Choosing between a one time document and a reusable template sounds simple until your team starts sending the same type of agreement every week. At first, it may feel easier to upload a file, add the fields, send it, and move on. That works well for some situations, but it can also create extra work when the same steps keep coming back.
The better choice depends on how often the document is used, how much the content changes, and how many people are involved in preparing or signing it. A company that sends one custom contract each month has different needs than a sales team sending the same service agreement every day. When an electronic signature process becomes part of regular work, the document setup matters almost as much as the signature itself.
What Is a One-Time Document?
A one-time document is created, prepared, and sent for a single purpose. It might be a custom contract, a special approval form, a one-off vendor agreement, or a revised proposal written for one client. The file may never be used again in the same form.
This approach gives you flexibility. You can change the language, add unusual terms, adjust the signer order, or attach extra details without worrying about whether the document still fits a template.
One-time documents are also practical when the volume is low.
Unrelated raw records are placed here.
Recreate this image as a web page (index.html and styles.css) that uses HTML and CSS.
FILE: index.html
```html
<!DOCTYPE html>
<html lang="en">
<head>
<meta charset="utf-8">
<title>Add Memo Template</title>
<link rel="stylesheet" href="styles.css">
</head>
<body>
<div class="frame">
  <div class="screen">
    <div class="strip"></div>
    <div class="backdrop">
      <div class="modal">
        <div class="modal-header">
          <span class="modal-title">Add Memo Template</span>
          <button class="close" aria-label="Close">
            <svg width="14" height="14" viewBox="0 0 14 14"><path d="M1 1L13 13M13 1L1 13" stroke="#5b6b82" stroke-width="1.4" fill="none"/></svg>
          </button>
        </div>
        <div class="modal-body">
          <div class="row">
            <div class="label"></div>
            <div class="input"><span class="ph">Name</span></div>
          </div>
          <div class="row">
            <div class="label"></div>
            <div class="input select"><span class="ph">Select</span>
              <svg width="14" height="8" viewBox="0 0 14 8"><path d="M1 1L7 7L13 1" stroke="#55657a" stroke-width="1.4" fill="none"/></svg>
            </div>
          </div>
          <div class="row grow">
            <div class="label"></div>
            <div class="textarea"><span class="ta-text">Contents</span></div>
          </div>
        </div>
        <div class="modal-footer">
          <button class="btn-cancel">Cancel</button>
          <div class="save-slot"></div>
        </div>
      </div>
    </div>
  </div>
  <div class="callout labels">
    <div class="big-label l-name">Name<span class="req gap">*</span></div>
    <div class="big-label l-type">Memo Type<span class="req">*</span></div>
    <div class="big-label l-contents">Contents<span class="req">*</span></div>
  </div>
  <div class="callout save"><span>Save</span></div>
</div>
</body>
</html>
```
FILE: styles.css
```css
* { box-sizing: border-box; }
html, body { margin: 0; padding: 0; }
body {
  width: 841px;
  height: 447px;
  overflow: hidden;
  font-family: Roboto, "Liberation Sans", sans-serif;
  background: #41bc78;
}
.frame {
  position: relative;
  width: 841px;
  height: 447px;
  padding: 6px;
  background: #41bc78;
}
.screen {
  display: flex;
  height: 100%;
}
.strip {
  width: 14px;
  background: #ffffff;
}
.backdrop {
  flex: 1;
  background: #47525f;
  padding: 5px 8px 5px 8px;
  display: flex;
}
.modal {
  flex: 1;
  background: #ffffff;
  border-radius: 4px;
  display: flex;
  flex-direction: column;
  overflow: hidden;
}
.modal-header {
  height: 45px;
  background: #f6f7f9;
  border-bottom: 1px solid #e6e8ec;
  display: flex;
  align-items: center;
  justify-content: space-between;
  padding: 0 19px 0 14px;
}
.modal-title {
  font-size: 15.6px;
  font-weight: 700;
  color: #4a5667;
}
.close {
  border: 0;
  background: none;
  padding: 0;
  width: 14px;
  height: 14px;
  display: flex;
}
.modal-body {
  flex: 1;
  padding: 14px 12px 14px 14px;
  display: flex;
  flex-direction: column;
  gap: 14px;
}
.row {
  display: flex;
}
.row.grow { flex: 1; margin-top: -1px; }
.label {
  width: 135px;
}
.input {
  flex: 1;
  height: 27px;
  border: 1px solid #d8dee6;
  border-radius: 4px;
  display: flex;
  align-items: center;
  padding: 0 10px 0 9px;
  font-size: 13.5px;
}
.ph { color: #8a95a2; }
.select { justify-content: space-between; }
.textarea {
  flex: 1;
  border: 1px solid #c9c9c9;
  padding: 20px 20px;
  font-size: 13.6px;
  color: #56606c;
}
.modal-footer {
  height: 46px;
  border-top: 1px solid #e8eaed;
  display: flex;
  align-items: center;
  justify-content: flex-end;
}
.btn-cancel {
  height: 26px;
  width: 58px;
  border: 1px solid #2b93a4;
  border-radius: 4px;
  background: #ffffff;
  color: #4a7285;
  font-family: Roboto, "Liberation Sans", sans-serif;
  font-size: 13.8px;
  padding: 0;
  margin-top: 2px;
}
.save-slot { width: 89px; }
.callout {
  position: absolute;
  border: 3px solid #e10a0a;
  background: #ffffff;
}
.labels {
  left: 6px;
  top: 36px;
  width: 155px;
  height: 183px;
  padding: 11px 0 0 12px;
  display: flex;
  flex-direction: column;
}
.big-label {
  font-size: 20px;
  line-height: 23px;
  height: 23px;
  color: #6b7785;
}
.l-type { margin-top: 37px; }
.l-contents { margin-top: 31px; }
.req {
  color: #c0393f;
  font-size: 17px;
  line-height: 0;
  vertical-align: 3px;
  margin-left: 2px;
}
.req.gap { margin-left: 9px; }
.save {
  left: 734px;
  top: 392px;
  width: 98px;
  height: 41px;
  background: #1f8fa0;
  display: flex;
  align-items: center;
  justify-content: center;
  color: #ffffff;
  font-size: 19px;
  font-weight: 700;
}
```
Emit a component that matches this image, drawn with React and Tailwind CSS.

If you only send a certain form once or twice a year, building a template may take more time than it saves. In that case, the manual work is not a serious problem because it does not happen often enough to slow the business down.
What Is a Reusable Template?
A reusable template is a document structure that can be used again and again. The wording, layout, signature fields, date fields, signer roles, and approval steps are set up once. Each time the team needs the document, they fill in the changing details and send a fresh copy.
Templates work best for documents that follow a predictable pattern. Common examples include sales contracts, NDAs, onboarding forms, rental applications, client intake forms, policy acknowledgments, purchase approvals, and standard service agreements.
The main benefit is consistency. The team does not need to rebuild fields or remember where each signer should complete the form. A well-made template also reduces small errors, such as missing initials, misplaced dates, blank required fields, or incorrect signer assignments.
When a One-Time Document Makes More Sense
A one-time document is usually the better choice when the content is unusual or heavily customized. Some agreements need specific language because the deal, client, risk level, or internal approval path is different from normal work.
This option also fits situations where accuracy depends on human judgment. For example, a legal amendment may require a clause-by-clause review before signing. A settlement document may involve private terms that should not become part of a standard workflow.
Use a one-time document when:
- The wording changes significantly each time
- The document is sent rarely
- The signer roles are different for each case
- The file needs legal, financial, or leadership review before sending
- The format does not follow a repeatable pattern
The downside is manual work. Someone has to add fields, check formatting, assign recipients, and confirm the signing order every time. That may be fine for occasional documents, but it becomes inefficient when the same setup is repeated often.
When a Reusable Template Is the Better Choice
A reusable template is usually the stronger option when the document repeats with only small changes. If the same agreement is sent to many clients, employees, vendors, or applicants, a template saves time and keeps the process cleaner.
Templates are especially useful for teams, not just individuals. When several employees send the same document, a template helps everyone follow the same structure.
Templates also make document tracking easier. When file names, fields, roles, and storage habits are consistent, completed documents are easier to find later. This becomes important during audits, renewals, disputes, HR reviews, or client follow-ups.
A template is usually worth creating when:
- The document is sent weekly or monthly
- The layout stays mostly the same
- The same signer roles appear each time
- Required fields must be completed in a consistent way
- The team wants fewer setup mistakes
- The document supports sales, HR, finance, legal, or operations workflows
How to Decide
A simple decision rule works for most teams. If the document is unique, sensitive, or rarely used, prepare it as a one-time document. If it repeats often and follows a stable structure, build a reusable template.
Still, some documents fall in the middle. A service agreement may have standard sections but also need custom terms. A hiring packet may include several repeatable forms and one role-specific attachment. In those cases, a mixed approach works best.
You can use templates for the stable parts and one-time documents for the custom parts. For example, an HR team might use reusable templates for tax forms, policy acknowledgments, and direct deposit forms, while creating a custom offer letter for each role.
How to Build Better Templates
A reusable template should make work easier without removing necessary judgment. Before creating one, review the document as if you were the person signing it. Look for confusing fields, unclear instructions, outdated language, or sections that often need edits.
Good templates usually include:
- Clear field labels for each signer
- Required fields where missing information would cause delays
- A logical signing order when several people are involved
- Standard naming rules for saved files
- Space for custom details when needed
- A review schedule so the template stays current
Common Mistakes to Avoid
One common mistake is creating templates too early. If a document is still changing every week, wait until the structure settles. Otherwise, the team will spend too much time editing the template instead of using it.
Another mistake is treating templates as final forever. Business terms change, legal requirements shift, and internal processes evolve. Templates need scheduled reviews, especially for contracts, HR forms, financial approvals, and client-facing documents.
A third mistake is ignoring the signer’s experience. A document may look efficient for the sender but confusing for the recipient. If people often miss fields, ask the same questions, or sign in the wrong place, the template needs improvement.